Saturday, May 9, 2009

i cant handle immaturity.

last time i checked, i wasn't in 6th grade calling people and bugging someones ex who i don't even know or care about in any way, shape or form. someone who i have NO interest in EVER knowing, no interest in EVER seeing, and absolutely NO interest in EVER wasting my time, effort, or breath on having a conversation with. some people need to grow the fuck up, get over it, and not drag me into things i don't belong in... you have NO right to EVER bring me up. funny thing is, i didn't even know your fucking name until last night and if i were to ever be in a room with you, i couldn't pick you out. i don't ever want to know you. i don't EVER want to know what you look like, and i sure as hell don't want to hear your voice. yet you... you lurk and you creep around and apparently think you know who i am...? what gives you ANY right to even think to talk about me or have my name in your fucking mouth. YOU DONT KNOW ME. for all you know, i could be fucking jesus christ. so shut your mouth, and get the fuck over it. i'm not 12 anymore.

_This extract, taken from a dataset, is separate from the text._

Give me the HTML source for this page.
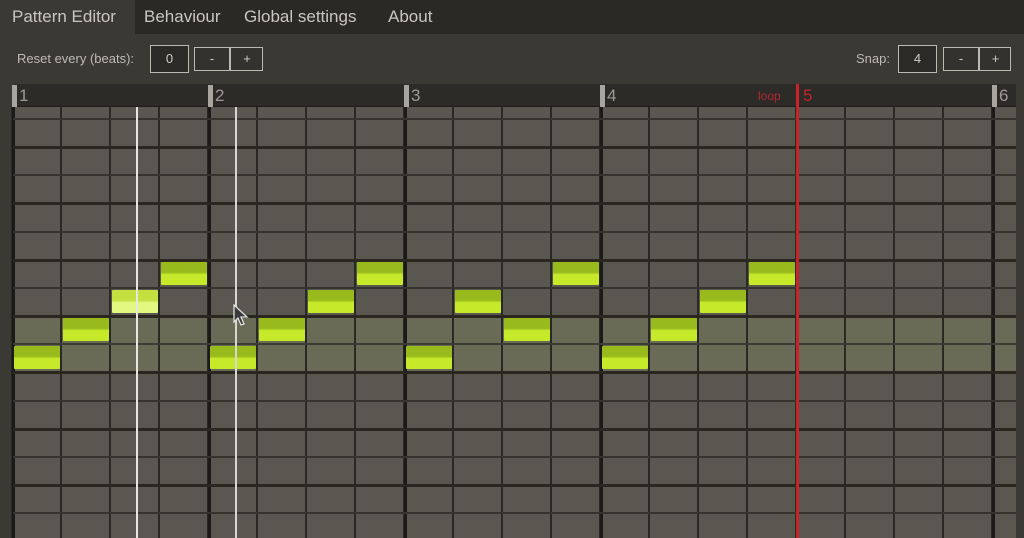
<!DOCTYPE html>
<html><head><meta charset="utf-8"><style>
*{margin:0;padding:0;box-sizing:border-box}
body{width:1024px;height:538px;overflow:hidden;background:#3b3934;font-family:"Liberation Sans","DejaVu Sans",sans-serif;position:relative}
.abs{position:absolute}
.tabs{left:0;top:0;width:1024px;height:34px;background:#2b2926}
.tab{position:absolute;top:0;height:34px;line-height:33px;color:#c9c6bf;font-size:17px}
.lbl{color:#bdbab3;font-size:13px}
.box{border:1.5px solid #bdbab3;background:#2c2a27;color:#d0cdc6;font-size:13px;text-align:center}
.hl{left:13px;width:1003px;height:2px;background:#29271f}
.note{position:absolute;width:46px;height:23px;background:linear-gradient(#98ba1c 0,#98ba1c 45%,#c6ea2a 55%,#c6ea2a 100%);border-radius:1px}
.num{position:absolute;top:86px;color:#9d9a94;font-size:17px}
.mk{position:absolute;top:85px;width:5px;height:22px;background:#a9a6a0}
</style></head><body>
<div class="abs tabs"></div>
<div class="abs" style="left:0;top:0;width:135px;height:34px;background:#3b3934"></div>
<div class="tab" style="left:12px">Pattern Editor</div>
<div class="tab" style="left:144px">Behaviour</div>
<div class="tab" style="left:244px">Global settings</div>
<div class="tab" style="left:388px">About</div>

<div class="abs lbl" style="left:17px;top:51px">Reset every (beats):</div>
<div class="abs box" style="left:150px;top:45px;width:39px;height:28px;line-height:25px">0</div>
<div class="abs box" style="left:194px;top:47px;width:69px;height:24px;line-height:21px;background:#34322e"><span style="position:absolute;left:0;width:34px">-</span><span style="position:absolute;left:34px;top:-1px;width:1.5px;height:23px;background:#bdbab3"></span><span style="position:absolute;left:35px;width:34px">+</span></div>

<div class="abs lbl" style="left:856px;top:51px">Snap:</div>
<div class="abs box" style="left:898px;top:45px;width:39px;height:28px;line-height:25px">4</div>
<div class="abs box" style="left:943px;top:47px;width:68px;height:24px;line-height:21px;background:#34322e"><span style="position:absolute;left:0;width:34px">-</span><span style="position:absolute;left:34px;top:-1px;width:1.5px;height:23px;background:#bdbab3"></span><span style="position:absolute;left:35px;width:33px">+</span></div>

<div class="abs" style="left:13px;top:84px;width:1003px;height:24px;background:#2d2b28;border-bottom:2px solid #1e1c1a"></div>
<div class="mk" style="left:12px"></div><div class="num" style="left:19px">1</div>
<div class="mk" style="left:208px"></div><div class="num" style="left:215px">2</div>
<div class="mk" style="left:404px"></div><div class="num" style="left:411px">3</div>
<div class="mk" style="left:600px"></div><div class="num" style="left:607px">4</div>
<div class="num" style="left:803px;color:#c2262c">5</div>
<div class="mk" style="left:992px"></div><div class="num" style="left:999px">6</div>
<div class="abs" style="left:758px;top:89px;color:#b02830;font-size:12px">loop</div>

<div class="abs" style="left:13px;top:107px;width:1003px;height:431px;background:#5a5750"></div>
<div class="abs" style="left:13px;top:317px;width:1003px;height:56px;background:#6a6b56"></div>
<div class="abs" style="left:11px;top:107px;width:1005px;height:431px;background-image:repeating-linear-gradient(to right,#2a2825 0,#2a2825 2px,transparent 2px,transparent 49px)"></div>
<div class="abs" style="left:12px;top:107px;width:1004px;height:431px;background-image:repeating-linear-gradient(to right,#1c1a18 0,#1c1a18 3px,transparent 3px,transparent 196px)"></div>
<div class="hl abs" style="top:118px;height:2px;background:#35332d"></div>
<div class="hl abs" style="top:146px;height:3px"></div>
<div class="hl abs" style="top:174px;background:#35332d"></div>
<div class="hl abs" style="top:202px;height:3px"></div>
<div class="hl abs" style="top:231px;background:#35332d"></div>
<div class="hl abs" style="top:259px;height:3px"></div>
<div class="hl abs" style="top:287px;background:#35332d"></div>
<div class="hl abs" style="top:315px;height:3px"></div>
<div class="hl abs" style="top:343px;background:#3d3c32"></div>
<div class="hl abs" style="top:371px;height:3px"></div>
<div class="hl abs" style="top:400px;background:#35332d"></div>
<div class="hl abs" style="top:428px;height:3px"></div>
<div class="hl abs" style="top:456px;background:#35332d"></div>
<div class="hl abs" style="top:484px;height:3px"></div>
<div class="hl abs" style="top:512px;background:#35332d"></div>

<div class="note" style="left:14px;top:346px"></div>
<div class="note" style="left:63px;top:318px"></div>
<div class="note" style="left:112px;top:290px;background:linear-gradient(#c4e040 0,#c4e040 45%,#e2f880 55%)"></div>
<div class="note" style="left:161px;top:262px"></div>
<div class="note" style="left:210px;top:346px"></div>
<div class="note" style="left:259px;top:318px"></div>
<div class="note" style="left:308px;top:290px"></div>
<div class="note" style="left:357px;top:262px"></div>
<div class="note" style="left:406px;top:346px"></div>
<div class="note" style="left:455px;top:290px"></div>
<div class="note" style="left:504px;top:318px"></div>
<div class="note" style="left:553px;top:262px"></div>
<div class="note" style="left:602px;top:346px"></div>
<div class="note" style="left:651px;top:318px"></div>
<div class="note" style="left:700px;top:290px"></div>
<div class="note" style="left:749px;top:262px"></div>

<div class="abs" style="left:136px;top:107px;width:2px;height:431px;background:#e8e6e0"></div>
<div class="abs" style="left:235px;top:107px;width:2px;height:431px;background:#d8d6d0"></div>
<div class="abs" style="left:796px;top:84px;width:3px;height:454px;background:#c8232b"></div>
<div class="abs" style="left:1016px;top:84px;width:8px;height:454px;background:#3b3934"></div>

<svg class="abs" style="left:233px;top:304px" width="18" height="24" viewBox="0 0 18 24"><path d="M1 1 L1 18 L5 14 L8 21 L11 20 L8 13 L14 13 Z" fill="#3a3a3a" stroke="#e0e0e0" stroke-width="1.3"/></svg>
</body></html>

you don't matter enough to me for me to even consider talking shit about... you'd be fucking lucky if i ever gave you the time of day for that and oh. wait... i couldn't. wanna know why? I DONT KNOW YOU! but from what i saw last night in the 5 minutes of my life you wasted, absolutely disgusted me and honestly made me feel really sorry for you. there is no reason for ANY drama ever. i guess some people just thrive off of it... well i've got news for you sweetheart... i'm not interested, so keep me out of it.

this is the last time i'll ever talk about this or you... i hope that if you come across this you get some satisfaction out of it... this is the one AND only time you'll ever see anything about you from me.

keep my name out of your mouth... and know if someone calls YOU and says "hey is this so and so? this is emma." i can reassure you, it isn't me.